How to Use Spiral Length Calculator
The Spiral Length Calculator computes the arc length of an Archimedean spiral r = a + b·θ over a specified angular range. Enter the spiral parameters and angle limits, choose degrees or radians, and the calculator returns the arc length instantly. The Spiral Length Calculator runs entirely in your browser with no server calls.
- Enter the initial radius (a) — This is the radius of the spiral when θ = 0. It can be 0 for a spiral that starts at the origin.
- Enter the pitch parameter (b) — This controls how fast the radius grows per radian. Must be greater than 0.
- Select the angle unit — Choose degrees (°) or radians (rad).
- Set the start and end angles — Enter the starting and ending angles of the spiral arc you want to measure.
- Read the arc length — The Spiral Length Calculator shows the total length and the integral formula used.

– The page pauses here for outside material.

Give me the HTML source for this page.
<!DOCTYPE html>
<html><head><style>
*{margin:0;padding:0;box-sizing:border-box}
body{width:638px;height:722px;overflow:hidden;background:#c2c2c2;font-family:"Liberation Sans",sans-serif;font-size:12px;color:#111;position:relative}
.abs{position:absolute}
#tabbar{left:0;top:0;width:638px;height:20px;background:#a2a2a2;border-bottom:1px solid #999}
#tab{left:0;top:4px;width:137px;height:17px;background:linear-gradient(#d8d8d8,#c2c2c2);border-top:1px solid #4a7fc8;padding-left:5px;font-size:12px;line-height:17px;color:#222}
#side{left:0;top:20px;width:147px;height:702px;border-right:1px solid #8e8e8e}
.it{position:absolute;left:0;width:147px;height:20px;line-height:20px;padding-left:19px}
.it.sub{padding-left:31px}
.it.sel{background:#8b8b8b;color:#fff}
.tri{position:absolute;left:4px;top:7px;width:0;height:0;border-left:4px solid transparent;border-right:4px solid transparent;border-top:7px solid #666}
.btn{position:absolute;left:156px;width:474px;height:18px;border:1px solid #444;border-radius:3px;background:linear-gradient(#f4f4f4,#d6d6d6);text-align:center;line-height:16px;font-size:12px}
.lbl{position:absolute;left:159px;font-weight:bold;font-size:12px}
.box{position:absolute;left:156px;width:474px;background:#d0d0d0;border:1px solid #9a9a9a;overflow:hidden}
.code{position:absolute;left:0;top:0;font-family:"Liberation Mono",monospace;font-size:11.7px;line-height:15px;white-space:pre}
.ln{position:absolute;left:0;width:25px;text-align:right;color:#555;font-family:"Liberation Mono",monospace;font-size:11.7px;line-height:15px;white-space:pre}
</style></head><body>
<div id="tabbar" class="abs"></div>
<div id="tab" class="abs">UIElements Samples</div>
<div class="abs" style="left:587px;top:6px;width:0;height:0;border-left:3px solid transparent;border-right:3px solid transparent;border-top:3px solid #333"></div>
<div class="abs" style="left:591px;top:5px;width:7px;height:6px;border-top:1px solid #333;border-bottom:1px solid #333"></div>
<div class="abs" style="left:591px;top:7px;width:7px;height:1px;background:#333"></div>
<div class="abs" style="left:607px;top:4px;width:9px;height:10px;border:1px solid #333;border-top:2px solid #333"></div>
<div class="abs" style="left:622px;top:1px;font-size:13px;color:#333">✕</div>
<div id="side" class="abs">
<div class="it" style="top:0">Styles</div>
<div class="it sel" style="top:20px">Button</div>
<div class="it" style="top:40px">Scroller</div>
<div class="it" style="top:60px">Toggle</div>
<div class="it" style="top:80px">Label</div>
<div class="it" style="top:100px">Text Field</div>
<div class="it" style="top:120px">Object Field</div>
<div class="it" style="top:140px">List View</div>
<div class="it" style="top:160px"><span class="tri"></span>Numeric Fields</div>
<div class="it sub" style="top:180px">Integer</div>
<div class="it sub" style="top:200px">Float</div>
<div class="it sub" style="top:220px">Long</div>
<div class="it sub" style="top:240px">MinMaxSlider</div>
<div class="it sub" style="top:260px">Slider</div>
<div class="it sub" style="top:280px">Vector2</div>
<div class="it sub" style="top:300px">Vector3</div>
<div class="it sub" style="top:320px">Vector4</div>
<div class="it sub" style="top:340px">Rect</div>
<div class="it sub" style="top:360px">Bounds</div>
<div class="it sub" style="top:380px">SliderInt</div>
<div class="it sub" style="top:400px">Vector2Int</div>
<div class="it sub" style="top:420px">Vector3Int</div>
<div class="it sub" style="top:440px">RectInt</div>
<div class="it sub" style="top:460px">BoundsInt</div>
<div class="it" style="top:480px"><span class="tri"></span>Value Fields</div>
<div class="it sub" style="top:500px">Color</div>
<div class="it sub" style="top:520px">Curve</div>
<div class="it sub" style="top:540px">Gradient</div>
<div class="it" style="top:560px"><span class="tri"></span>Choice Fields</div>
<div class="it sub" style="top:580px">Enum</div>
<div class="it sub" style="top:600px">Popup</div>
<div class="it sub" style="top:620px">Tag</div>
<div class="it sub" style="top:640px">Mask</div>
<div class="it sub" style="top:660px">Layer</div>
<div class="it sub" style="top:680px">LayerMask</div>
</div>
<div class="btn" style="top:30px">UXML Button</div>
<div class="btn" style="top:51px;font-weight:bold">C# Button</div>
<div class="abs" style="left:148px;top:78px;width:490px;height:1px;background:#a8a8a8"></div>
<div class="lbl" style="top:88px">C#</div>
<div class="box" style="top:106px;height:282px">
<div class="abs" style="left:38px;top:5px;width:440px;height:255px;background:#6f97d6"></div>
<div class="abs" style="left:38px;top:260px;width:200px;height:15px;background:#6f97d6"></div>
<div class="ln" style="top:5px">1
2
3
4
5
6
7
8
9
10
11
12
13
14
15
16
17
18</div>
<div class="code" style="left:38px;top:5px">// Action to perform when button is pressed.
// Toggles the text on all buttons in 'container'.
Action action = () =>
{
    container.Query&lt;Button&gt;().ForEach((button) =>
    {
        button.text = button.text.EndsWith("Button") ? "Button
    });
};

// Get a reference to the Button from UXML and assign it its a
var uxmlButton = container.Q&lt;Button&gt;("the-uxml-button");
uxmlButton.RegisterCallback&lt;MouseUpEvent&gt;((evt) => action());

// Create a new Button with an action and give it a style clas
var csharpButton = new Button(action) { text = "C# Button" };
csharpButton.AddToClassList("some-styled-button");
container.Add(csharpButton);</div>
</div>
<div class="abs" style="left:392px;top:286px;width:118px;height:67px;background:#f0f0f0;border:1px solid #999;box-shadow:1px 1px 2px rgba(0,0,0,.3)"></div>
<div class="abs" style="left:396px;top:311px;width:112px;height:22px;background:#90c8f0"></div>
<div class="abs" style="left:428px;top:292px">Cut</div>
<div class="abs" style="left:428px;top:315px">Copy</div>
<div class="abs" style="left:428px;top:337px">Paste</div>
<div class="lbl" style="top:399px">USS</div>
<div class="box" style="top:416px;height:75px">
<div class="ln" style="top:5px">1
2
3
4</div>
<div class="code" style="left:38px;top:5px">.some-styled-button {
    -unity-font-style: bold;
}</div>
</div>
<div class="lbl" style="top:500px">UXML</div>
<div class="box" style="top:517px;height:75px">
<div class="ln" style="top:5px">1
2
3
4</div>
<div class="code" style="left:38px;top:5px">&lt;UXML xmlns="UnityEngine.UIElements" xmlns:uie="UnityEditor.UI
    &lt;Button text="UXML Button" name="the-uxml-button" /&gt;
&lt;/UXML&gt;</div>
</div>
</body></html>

The end angle must be greater than the start angle. If the pitch parameter b is zero or negative, the result is undefined.

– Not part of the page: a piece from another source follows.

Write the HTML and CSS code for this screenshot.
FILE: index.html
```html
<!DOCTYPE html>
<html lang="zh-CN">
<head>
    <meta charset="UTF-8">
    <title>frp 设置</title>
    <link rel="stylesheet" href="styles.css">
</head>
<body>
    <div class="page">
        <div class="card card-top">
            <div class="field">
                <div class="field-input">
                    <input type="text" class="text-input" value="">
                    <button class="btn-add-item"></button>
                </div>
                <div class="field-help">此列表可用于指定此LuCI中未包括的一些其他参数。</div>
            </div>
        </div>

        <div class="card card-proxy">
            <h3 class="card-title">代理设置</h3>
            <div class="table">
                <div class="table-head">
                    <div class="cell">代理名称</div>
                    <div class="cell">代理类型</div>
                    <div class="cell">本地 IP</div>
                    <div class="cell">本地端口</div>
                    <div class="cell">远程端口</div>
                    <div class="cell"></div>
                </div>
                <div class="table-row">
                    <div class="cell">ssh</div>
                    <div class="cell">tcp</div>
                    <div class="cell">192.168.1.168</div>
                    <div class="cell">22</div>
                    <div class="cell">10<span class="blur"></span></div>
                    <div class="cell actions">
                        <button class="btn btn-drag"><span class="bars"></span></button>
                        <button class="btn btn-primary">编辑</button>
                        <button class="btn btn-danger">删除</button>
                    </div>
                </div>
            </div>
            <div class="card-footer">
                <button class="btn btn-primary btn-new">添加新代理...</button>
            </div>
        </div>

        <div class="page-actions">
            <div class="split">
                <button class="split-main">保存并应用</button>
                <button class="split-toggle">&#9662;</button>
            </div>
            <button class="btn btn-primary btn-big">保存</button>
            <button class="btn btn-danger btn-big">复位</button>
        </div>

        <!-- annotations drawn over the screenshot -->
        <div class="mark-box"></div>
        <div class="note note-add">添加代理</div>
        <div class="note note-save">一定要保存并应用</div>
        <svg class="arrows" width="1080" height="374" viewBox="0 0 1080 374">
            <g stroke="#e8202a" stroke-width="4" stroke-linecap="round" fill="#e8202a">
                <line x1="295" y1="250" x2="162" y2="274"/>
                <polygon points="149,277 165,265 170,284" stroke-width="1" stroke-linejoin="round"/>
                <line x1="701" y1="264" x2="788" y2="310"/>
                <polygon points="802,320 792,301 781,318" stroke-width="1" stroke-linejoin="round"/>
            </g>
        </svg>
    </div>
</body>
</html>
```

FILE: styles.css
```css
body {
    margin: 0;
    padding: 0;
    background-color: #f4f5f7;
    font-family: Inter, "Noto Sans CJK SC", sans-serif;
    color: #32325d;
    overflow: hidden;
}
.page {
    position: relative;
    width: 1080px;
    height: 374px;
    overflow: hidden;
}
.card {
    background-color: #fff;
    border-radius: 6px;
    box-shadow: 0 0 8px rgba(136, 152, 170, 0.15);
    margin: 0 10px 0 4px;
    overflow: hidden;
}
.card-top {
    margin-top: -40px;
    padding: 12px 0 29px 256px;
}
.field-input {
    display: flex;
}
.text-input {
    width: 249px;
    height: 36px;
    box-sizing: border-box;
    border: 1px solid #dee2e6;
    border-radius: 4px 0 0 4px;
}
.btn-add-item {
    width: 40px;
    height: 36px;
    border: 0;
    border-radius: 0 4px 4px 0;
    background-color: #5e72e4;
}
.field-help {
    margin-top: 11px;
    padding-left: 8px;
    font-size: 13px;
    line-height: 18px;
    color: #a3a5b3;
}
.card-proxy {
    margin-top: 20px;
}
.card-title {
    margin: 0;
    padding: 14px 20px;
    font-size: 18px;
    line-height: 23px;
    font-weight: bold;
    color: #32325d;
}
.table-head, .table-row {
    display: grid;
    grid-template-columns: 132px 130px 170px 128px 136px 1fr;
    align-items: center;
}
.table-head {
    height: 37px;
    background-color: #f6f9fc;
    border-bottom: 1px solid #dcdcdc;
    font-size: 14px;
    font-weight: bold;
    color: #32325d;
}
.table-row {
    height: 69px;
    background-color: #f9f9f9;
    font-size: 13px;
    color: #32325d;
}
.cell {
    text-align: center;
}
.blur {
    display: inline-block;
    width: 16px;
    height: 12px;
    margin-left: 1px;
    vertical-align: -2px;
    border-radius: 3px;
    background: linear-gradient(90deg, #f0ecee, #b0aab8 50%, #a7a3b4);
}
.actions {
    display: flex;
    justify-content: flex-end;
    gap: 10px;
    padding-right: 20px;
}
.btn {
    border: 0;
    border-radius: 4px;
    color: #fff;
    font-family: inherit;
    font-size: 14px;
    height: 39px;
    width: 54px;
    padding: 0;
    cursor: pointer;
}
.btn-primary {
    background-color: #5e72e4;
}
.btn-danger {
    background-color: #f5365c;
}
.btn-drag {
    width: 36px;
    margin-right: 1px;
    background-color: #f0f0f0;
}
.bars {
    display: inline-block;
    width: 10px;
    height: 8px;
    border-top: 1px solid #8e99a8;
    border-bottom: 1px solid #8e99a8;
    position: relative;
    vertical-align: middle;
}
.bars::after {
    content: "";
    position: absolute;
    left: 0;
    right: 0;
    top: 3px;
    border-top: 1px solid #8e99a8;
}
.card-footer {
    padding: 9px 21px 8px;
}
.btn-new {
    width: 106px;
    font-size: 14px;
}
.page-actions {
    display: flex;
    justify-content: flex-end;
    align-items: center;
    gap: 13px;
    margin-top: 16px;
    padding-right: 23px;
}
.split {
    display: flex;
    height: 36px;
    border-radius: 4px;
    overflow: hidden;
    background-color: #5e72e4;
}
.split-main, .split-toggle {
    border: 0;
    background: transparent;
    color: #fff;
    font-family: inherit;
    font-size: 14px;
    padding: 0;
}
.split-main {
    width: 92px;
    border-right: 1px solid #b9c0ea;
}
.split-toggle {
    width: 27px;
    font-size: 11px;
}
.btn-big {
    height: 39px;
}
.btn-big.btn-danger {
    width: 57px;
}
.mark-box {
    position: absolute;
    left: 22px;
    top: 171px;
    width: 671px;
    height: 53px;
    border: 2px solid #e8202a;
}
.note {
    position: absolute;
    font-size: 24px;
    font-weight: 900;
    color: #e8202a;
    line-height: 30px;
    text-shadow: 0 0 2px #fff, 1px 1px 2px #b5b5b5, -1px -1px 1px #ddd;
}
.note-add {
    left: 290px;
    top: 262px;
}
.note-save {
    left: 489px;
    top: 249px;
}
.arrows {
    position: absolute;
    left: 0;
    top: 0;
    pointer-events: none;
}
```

Formula & Theory - Spiral Length Calculator
The Spiral Length Calculator uses the arc length integral formula for polar curves:
L = ∫[θ₀ to θ₁] √(r² + (dr/dθ)²) dθ
For Archimedean spiral r = a + b·θ, dr/dθ = b:
L = ∫[θ₀ to θ₁] √((a + b·θ)² + b²) dθ| Symbol | Meaning |
|---|---|
| r | Radial distance at angle θ |
| a | Initial radius (radius at θ = 0) |
| b | Pitch parameter (radius increase per radian) |
| θ₀ | Start angle (radians internally) |
| θ₁ | End angle (radians internally) |
The integral has no simple closed form in general, so the Spiral Length Calculator evaluates it numerically using Simpson’s rule with 1000 equally spaced steps, which provides high accuracy for smooth spirals.
Assumptions and Limits
The parameter b must be positive (the spiral must expand outward). Angles entered in degrees are converted to radians before integration. The result is in the same linear unit as the radius inputs (since only relative scale is computed).
Use Cases for Spiral Length Calculator
The Spiral Length Calculator is valuable whenever you need to know the actual path length along a spiral curve. Common uses include:
- Spring and coil design — Estimate the wire length needed to wind a flat spiral spring or coil.
- Scroll path planning — Calculate the travel distance of a milling head or pen along a spiral toolpath.
- Mathematics and education — Verify arc length homework problems involving polar curves and integrals.
- Rope and thread winding — Estimate how much material is used when winding material onto a spool in a flat spiral pattern.
The Spiral Length Calculator accepts any angle range, so you can compute just one turn, half a turn, or many turns of the spiral depending on your application.